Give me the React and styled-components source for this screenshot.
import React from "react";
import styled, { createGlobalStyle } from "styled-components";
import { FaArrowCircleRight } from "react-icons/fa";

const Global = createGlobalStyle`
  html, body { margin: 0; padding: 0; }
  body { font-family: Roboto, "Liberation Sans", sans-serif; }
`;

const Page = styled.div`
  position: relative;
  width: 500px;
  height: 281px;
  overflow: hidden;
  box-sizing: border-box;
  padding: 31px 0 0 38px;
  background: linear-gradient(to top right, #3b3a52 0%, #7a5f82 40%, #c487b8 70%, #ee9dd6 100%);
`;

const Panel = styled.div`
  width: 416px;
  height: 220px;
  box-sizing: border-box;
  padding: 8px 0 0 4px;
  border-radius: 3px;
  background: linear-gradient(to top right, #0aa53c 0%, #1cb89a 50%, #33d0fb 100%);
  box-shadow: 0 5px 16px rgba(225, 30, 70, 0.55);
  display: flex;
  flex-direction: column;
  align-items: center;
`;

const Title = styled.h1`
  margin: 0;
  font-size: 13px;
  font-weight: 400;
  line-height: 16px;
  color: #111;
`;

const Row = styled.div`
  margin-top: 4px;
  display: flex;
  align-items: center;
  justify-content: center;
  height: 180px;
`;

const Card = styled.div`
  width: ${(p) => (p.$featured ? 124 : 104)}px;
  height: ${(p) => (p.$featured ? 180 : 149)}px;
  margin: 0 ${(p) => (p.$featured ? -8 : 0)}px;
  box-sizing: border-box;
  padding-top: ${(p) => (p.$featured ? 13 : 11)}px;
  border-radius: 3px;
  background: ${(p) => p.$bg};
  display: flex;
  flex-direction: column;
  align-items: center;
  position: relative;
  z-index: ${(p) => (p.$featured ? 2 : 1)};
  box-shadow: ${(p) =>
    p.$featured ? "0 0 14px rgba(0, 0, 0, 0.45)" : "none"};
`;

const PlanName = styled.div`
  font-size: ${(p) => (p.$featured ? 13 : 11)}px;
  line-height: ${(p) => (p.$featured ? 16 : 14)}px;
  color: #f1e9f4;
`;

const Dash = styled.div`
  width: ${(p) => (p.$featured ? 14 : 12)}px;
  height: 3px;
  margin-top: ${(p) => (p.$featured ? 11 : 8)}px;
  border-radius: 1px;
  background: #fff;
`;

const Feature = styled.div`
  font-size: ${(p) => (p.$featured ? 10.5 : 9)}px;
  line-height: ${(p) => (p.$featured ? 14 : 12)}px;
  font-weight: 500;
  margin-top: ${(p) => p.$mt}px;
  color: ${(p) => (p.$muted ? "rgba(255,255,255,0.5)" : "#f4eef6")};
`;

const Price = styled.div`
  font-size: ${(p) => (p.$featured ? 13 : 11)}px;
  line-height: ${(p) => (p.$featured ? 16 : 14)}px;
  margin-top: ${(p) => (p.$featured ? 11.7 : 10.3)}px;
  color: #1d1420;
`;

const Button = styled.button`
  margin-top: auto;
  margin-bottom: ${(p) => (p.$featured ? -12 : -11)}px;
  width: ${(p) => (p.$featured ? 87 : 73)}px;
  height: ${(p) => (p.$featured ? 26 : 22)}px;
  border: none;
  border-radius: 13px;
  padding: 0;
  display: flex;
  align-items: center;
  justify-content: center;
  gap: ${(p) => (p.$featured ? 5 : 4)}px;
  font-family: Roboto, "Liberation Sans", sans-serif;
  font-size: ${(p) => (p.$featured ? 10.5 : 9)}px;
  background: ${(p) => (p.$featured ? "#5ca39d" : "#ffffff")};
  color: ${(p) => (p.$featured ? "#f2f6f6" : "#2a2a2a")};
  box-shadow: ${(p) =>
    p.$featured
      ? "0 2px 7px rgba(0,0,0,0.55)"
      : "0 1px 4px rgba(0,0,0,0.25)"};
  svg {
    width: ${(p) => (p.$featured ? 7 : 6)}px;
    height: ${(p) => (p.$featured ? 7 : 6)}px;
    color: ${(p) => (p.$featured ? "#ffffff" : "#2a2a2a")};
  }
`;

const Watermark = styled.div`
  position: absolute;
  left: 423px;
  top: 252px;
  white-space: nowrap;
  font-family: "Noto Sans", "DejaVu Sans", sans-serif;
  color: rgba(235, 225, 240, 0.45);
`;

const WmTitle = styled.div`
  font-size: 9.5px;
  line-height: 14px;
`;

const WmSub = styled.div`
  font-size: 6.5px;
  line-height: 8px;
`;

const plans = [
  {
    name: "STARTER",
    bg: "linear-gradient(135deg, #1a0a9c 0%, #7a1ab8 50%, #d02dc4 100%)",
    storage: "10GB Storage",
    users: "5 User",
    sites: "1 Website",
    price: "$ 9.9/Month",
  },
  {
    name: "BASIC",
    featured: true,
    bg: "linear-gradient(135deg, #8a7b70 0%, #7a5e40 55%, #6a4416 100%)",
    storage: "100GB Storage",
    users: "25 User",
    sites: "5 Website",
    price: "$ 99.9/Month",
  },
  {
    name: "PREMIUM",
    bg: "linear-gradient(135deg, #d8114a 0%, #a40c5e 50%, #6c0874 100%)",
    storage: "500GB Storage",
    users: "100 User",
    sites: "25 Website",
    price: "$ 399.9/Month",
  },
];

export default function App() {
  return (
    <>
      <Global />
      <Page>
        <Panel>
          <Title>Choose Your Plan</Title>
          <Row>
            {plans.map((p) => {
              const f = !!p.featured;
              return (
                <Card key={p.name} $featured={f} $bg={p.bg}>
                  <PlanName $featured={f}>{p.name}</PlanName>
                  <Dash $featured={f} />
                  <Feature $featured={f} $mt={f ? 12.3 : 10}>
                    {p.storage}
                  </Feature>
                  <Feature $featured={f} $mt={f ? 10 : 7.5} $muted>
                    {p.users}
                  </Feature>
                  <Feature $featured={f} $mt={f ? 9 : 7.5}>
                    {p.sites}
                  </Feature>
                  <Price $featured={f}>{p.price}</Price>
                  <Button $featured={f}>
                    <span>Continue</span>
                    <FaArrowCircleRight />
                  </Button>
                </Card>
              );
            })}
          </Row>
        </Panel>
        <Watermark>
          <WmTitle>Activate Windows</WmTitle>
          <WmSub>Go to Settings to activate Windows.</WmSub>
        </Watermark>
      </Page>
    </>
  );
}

==

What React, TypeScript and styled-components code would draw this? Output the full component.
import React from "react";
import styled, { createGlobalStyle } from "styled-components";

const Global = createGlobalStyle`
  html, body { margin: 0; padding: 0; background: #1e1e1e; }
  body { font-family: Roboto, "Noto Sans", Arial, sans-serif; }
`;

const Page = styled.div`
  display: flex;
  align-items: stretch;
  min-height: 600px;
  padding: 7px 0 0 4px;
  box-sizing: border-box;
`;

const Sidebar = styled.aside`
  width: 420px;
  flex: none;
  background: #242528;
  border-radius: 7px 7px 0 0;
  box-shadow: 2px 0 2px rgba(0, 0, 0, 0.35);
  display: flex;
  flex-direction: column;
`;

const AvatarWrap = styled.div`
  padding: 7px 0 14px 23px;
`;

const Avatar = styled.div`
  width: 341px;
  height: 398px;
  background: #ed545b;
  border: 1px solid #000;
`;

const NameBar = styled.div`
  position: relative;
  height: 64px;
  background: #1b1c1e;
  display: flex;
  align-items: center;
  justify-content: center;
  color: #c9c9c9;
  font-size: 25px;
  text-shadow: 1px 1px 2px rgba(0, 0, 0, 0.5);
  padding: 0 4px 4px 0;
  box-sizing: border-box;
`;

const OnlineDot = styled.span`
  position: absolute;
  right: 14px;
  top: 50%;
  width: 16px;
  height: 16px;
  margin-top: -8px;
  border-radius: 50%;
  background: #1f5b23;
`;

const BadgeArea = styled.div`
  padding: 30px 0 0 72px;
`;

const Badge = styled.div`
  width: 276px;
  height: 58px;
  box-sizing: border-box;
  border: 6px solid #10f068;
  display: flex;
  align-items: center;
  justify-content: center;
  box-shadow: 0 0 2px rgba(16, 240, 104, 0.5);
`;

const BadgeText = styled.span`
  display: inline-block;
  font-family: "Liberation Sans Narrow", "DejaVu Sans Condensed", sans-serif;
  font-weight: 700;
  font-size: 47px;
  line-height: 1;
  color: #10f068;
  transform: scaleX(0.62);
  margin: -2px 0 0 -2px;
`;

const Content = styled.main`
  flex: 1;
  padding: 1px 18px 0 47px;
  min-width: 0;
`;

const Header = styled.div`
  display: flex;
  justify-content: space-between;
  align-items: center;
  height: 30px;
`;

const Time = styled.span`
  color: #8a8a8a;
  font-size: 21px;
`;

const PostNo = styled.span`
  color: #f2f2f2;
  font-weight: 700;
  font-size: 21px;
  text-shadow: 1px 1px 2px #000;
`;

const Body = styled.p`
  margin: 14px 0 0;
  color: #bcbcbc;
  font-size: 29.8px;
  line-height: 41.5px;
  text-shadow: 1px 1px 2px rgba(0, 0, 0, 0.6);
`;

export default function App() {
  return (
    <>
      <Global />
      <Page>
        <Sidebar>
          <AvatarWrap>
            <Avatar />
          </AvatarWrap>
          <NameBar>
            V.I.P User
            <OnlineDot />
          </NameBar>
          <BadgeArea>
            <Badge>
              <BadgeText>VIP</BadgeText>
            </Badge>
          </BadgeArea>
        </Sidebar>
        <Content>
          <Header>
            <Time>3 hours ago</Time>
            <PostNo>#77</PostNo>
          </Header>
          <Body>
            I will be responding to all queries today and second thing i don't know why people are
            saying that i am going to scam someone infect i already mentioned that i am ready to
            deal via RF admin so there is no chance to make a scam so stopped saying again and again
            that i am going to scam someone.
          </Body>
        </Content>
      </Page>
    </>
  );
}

### TASK PROMPT
Filter the entries and copy out every line with the word "components".

### SOLUTION FOR THIS EXERCISE
Give me the React and styled-components source for this screenshot.
import styled, { createGlobalStyle } from "styled-components";
What React, TypeScript and styled-components code would draw this? Output the full component.
import styled, { createGlobalStyle } from "styled-components";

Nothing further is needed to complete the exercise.